(Entries with page source code)
= = = =
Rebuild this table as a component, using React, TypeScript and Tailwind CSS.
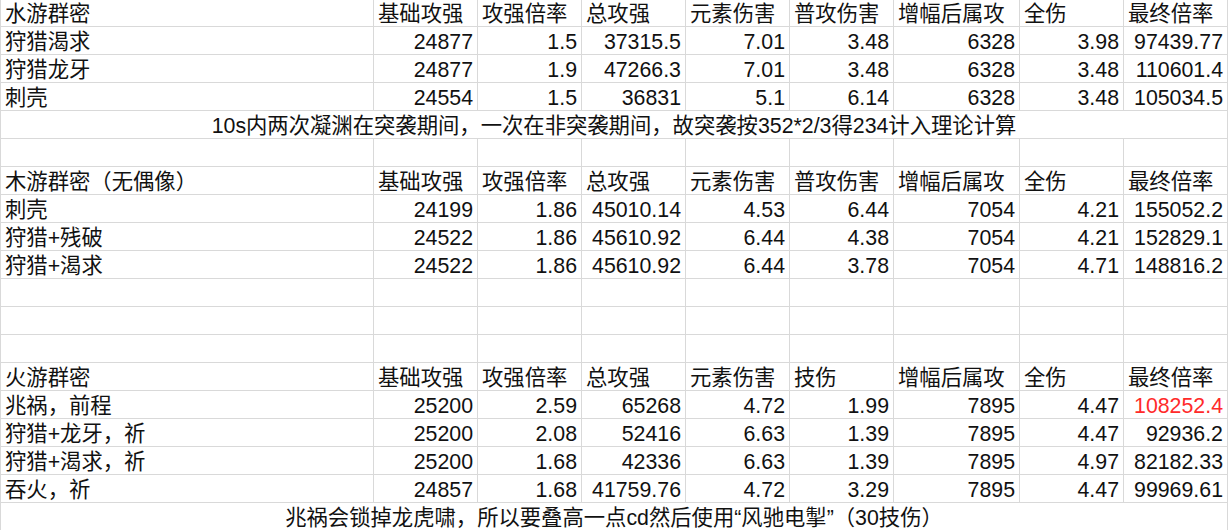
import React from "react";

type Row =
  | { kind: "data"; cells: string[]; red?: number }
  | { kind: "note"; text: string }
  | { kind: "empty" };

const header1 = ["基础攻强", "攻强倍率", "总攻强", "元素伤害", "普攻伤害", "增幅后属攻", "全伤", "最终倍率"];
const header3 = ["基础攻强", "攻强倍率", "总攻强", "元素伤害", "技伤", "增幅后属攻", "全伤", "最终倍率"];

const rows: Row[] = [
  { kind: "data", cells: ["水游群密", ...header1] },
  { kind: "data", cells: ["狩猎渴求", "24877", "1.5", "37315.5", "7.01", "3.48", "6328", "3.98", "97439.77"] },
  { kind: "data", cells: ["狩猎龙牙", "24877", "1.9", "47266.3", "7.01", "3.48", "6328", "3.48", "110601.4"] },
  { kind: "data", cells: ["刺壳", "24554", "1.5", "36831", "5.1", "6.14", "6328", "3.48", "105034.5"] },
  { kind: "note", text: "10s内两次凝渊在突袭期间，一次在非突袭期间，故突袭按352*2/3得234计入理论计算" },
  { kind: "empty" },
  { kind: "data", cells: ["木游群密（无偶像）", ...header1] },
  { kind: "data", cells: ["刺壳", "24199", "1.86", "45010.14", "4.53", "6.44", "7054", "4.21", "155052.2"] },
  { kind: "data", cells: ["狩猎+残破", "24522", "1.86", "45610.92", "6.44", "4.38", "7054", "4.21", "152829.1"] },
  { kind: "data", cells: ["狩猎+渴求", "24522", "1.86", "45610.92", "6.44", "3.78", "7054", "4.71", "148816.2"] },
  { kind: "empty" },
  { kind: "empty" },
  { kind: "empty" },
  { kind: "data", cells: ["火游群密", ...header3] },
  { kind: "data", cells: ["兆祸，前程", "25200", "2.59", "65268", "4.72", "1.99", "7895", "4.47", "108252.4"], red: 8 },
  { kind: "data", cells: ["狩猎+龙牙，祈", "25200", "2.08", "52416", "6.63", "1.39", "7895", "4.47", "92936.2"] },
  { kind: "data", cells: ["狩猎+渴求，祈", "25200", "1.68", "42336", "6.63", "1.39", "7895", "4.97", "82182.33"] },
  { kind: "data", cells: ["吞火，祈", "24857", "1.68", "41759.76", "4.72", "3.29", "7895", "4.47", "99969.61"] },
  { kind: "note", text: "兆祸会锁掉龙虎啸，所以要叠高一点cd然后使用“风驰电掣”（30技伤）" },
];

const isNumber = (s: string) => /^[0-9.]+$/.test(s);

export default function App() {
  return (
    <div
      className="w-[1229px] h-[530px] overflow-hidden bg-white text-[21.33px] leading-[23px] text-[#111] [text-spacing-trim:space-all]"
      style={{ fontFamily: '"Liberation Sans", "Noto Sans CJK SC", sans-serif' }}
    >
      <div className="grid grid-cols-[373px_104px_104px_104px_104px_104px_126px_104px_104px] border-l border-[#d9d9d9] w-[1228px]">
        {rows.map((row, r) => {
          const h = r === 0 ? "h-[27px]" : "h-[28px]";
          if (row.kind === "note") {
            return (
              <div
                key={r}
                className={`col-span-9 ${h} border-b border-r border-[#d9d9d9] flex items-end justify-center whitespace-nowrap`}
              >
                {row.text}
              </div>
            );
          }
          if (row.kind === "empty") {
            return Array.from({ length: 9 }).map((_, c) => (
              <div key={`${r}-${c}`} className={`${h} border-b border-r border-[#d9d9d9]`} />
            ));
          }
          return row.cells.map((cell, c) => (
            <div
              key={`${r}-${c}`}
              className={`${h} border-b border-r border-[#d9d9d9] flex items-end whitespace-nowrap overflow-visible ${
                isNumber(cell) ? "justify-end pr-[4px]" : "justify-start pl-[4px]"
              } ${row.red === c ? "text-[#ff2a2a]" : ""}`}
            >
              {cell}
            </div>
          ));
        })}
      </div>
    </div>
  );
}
= = = =
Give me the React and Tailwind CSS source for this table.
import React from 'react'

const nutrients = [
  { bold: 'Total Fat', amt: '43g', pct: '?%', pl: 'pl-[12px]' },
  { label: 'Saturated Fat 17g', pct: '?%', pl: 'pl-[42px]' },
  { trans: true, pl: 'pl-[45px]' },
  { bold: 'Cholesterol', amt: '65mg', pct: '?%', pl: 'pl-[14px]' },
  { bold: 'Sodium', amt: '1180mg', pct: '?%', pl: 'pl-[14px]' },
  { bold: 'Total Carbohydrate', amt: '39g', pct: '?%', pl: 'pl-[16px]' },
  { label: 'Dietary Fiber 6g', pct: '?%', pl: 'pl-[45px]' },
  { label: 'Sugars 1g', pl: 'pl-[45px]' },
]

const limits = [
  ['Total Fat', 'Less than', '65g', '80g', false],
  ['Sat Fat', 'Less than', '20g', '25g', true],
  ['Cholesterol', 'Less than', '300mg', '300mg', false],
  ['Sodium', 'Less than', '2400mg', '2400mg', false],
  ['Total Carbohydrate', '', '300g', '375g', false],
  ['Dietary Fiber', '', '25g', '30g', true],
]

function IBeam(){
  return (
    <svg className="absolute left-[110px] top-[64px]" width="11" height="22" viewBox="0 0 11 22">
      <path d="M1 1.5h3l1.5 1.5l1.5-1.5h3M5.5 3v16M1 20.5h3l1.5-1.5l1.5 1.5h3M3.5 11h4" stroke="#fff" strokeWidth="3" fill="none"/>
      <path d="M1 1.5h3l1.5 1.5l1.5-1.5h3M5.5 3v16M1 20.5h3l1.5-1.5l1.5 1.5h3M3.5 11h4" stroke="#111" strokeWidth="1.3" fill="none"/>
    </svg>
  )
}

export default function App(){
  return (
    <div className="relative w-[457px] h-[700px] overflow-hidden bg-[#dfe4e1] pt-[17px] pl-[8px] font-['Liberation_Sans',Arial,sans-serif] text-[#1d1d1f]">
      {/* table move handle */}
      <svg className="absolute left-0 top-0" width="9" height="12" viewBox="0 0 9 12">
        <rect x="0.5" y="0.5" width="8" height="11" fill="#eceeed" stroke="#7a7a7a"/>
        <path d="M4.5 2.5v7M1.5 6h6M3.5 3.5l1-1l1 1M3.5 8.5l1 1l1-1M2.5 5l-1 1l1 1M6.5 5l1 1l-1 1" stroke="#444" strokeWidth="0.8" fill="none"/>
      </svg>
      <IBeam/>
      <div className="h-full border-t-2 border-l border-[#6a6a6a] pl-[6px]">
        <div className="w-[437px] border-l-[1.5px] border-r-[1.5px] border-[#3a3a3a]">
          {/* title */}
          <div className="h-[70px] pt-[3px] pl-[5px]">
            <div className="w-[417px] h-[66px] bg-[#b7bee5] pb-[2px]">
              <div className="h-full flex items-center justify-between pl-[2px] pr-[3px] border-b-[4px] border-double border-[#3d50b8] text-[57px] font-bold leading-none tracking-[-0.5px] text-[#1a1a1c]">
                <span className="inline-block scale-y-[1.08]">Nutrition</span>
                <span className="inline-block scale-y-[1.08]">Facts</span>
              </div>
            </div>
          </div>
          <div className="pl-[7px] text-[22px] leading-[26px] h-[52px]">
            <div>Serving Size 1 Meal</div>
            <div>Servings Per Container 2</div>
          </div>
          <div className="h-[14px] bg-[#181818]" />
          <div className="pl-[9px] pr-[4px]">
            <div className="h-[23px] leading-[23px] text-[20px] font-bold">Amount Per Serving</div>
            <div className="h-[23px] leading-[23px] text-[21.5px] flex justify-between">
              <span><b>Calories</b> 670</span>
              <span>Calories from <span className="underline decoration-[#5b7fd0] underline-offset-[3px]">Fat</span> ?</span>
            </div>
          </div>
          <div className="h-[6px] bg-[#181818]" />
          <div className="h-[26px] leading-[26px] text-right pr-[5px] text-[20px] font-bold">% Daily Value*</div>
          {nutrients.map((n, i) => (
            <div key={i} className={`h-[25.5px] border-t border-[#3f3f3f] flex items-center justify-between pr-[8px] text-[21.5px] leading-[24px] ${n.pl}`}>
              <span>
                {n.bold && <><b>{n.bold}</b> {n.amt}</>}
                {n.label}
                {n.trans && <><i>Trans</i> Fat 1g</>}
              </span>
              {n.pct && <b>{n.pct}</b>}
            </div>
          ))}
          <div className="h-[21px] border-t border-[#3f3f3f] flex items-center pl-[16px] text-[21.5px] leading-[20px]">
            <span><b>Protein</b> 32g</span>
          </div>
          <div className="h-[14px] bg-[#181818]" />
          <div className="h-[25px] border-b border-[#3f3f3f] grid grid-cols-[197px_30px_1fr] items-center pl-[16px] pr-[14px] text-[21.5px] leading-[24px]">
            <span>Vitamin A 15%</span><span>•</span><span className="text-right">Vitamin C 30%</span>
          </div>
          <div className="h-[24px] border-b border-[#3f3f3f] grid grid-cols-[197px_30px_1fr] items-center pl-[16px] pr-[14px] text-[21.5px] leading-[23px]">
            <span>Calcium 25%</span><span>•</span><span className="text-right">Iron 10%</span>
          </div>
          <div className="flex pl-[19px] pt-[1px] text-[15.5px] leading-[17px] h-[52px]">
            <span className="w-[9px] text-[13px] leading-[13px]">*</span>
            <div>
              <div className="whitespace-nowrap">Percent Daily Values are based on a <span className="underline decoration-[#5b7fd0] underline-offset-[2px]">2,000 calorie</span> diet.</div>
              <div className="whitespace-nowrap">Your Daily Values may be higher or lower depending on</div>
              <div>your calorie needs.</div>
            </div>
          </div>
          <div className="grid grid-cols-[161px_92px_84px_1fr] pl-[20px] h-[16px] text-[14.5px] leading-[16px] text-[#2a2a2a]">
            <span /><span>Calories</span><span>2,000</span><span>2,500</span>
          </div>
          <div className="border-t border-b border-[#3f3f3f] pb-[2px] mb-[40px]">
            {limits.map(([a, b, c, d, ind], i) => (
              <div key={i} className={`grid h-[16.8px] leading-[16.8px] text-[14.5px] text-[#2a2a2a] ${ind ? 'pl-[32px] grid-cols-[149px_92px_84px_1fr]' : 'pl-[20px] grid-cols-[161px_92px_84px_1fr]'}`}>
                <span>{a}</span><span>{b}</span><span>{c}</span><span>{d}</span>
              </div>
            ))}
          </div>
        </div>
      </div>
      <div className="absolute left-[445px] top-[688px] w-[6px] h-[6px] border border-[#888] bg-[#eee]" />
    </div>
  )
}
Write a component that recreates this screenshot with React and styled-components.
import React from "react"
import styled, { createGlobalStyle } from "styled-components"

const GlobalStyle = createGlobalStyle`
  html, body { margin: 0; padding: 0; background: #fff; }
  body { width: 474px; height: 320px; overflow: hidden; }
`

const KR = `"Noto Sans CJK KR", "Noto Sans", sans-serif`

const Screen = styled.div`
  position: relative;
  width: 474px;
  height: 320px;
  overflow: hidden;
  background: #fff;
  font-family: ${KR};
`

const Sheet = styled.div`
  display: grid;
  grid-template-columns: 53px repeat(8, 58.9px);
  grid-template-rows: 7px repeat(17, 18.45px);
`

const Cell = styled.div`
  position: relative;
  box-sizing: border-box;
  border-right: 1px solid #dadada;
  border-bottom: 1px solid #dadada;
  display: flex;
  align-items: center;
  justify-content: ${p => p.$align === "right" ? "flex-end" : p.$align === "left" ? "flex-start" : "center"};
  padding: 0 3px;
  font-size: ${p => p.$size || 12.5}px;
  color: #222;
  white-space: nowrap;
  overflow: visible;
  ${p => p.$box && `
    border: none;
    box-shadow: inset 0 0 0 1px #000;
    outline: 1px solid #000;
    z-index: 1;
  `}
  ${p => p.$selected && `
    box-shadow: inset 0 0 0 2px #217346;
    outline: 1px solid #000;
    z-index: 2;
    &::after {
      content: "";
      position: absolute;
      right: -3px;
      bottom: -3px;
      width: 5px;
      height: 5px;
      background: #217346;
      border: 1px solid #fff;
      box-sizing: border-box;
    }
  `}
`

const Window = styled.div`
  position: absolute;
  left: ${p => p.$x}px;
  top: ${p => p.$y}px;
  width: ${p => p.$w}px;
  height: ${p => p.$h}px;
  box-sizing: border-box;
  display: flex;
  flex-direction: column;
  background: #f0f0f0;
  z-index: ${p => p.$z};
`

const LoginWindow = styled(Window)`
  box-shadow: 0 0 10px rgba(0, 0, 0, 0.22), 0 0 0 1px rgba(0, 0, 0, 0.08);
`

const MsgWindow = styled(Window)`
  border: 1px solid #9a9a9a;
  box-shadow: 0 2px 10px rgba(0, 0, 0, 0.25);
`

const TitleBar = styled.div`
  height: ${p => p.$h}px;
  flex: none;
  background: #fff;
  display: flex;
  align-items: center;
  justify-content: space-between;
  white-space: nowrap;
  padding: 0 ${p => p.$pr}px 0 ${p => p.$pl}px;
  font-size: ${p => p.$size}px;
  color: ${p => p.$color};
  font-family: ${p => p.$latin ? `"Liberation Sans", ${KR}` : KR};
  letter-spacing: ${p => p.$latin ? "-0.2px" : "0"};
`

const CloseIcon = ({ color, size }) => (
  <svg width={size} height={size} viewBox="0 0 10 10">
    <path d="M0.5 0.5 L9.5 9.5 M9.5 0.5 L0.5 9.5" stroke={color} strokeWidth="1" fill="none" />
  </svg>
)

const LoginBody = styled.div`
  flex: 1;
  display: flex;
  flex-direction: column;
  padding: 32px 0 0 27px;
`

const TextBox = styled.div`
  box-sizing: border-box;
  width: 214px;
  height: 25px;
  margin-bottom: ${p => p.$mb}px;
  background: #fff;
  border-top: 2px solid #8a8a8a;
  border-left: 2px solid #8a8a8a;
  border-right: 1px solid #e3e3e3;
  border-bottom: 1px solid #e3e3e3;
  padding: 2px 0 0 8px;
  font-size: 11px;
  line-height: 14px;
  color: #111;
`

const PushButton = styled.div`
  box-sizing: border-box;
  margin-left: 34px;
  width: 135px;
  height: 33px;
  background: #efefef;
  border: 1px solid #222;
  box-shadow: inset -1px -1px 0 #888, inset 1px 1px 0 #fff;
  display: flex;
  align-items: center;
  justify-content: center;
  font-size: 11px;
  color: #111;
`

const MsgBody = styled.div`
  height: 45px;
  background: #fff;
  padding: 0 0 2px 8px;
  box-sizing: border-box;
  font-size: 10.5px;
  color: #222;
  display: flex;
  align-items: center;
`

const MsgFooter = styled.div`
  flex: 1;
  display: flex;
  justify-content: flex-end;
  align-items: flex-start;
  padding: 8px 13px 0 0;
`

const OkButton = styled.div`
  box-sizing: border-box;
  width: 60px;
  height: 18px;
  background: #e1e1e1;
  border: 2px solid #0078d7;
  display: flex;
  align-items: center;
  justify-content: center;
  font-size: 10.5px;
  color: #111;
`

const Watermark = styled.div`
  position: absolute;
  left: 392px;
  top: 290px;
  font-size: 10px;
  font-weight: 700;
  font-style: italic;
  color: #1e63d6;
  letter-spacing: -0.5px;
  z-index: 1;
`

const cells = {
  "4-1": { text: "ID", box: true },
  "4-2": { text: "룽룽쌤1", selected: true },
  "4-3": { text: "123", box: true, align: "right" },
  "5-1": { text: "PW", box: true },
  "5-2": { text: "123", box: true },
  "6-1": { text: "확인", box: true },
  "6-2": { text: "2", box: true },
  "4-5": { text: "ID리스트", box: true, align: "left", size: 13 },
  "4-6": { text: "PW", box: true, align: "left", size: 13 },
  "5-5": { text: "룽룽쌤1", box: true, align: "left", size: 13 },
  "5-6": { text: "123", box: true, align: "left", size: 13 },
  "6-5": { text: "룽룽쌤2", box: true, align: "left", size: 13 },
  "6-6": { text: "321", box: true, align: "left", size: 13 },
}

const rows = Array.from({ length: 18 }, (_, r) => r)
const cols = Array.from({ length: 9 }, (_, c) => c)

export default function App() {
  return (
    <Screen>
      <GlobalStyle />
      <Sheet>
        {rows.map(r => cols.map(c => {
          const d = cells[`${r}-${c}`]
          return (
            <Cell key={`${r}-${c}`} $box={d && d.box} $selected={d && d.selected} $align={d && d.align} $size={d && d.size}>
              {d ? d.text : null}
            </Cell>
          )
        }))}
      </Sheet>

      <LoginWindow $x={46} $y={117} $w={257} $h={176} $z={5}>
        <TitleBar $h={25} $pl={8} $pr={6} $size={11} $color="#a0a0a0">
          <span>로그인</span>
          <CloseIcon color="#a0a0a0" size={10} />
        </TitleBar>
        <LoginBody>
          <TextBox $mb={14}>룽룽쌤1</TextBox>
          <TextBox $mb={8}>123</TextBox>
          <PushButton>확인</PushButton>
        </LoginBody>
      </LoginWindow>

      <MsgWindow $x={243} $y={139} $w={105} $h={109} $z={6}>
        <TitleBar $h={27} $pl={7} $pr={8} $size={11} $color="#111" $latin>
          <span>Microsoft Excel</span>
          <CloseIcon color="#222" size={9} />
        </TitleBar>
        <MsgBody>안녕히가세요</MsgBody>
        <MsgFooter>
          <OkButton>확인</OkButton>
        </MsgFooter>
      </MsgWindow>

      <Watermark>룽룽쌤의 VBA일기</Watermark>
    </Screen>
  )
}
= = = =
Written task:
Everything from the line that contains "Rebuild this table" down to the line that contains "const isNumber = (s: string)" should be written out exactly, end lines too, minus the pictures.

Task response:
Rebuild this table as a component, using React, TypeScript and Tailwind CSS.
import React from "react";

type Row =
  | { kind: "data"; cells: string[]; red?: number }
  | { kind: "note"; text: string }
  | { kind: "empty" };

const header1 = ["基础攻强", "攻强倍率", "总攻强", "元素伤害", "普攻伤害", "增幅后属攻", "全伤", "最终倍率"];
const header3 = ["基础攻强", "攻强倍率", "总攻强", "元素伤害", "技伤", "增幅后属攻", "全伤", "最终倍率"];

const rows: Row[] = [
  { kind: "data", cells: ["水游群密", ...header1] },
  { kind: "data", cells: ["狩猎渴求", "24877", "1.5", "37315.5", "7.01", "3.48", "6328", "3.98", "97439.77"] },
  { kind: "data", cells: ["狩猎龙牙", "24877", "1.9", "47266.3", "7.01", "3.48", "6328", "3.48", "110601.4"] },
  { kind: "data", cells: ["刺壳", "24554", "1.5", "36831", "5.1", "6.14", "6328", "3.48", "105034.5"] },
  { kind: "note", text: "10s内两次凝渊在突袭期间，一次在非突袭期间，故突袭按352*2/3得234计入理论计算" },
  { kind: "empty" },
  { kind: "data", cells: ["木游群密（无偶像）", ...header1] },
  { kind: "data", cells: ["刺壳", "24199", "1.86", "45010.14", "4.53", "6.44", "7054", "4.21", "155052.2"] },
  { kind: "data", cells: ["狩猎+残破", "24522", "1.86", "45610.92", "6.44", "4.38", "7054", "4.21", "152829.1"] },
  { kind: "data", cells: ["狩猎+渴求", "24522", "1.86", "45610.92", "6.44", "3.78", "7054", "4.71", "148816.2"] },
  { kind: "empty" },
  { kind: "empty" },
  { kind: "empty" },
  { kind: "data", cells: ["火游群密", ...header3] },
  { kind: "data", cells: ["兆祸，前程", "25200", "2.59", "65268", "4.72", "1.99", "7895", "4.47", "108252.4"], red: 8 },
  { kind: "data", cells: ["狩猎+龙牙，祈", "25200", "2.08", "52416", "6.63", "1.39", "7895", "4.47", "92936.2"] },
  { kind: "data", cells: ["狩猎+渴求，祈", "25200", "1.68", "42336", "6.63", "1.39", "7895", "4.97", "82182.33"] },
  { kind: "data", cells: ["吞火，祈", "24857", "1.68", "41759.76", "4.72", "3.29", "7895", "4.47", "99969.61"] },
  { kind: "note", text: "兆祸会锁掉龙虎啸，所以要叠高一点cd然后使用“风驰电掣”（30技伤）" },
];

const isNumber = (s: string) => /^[0-9.]+$/.test(s);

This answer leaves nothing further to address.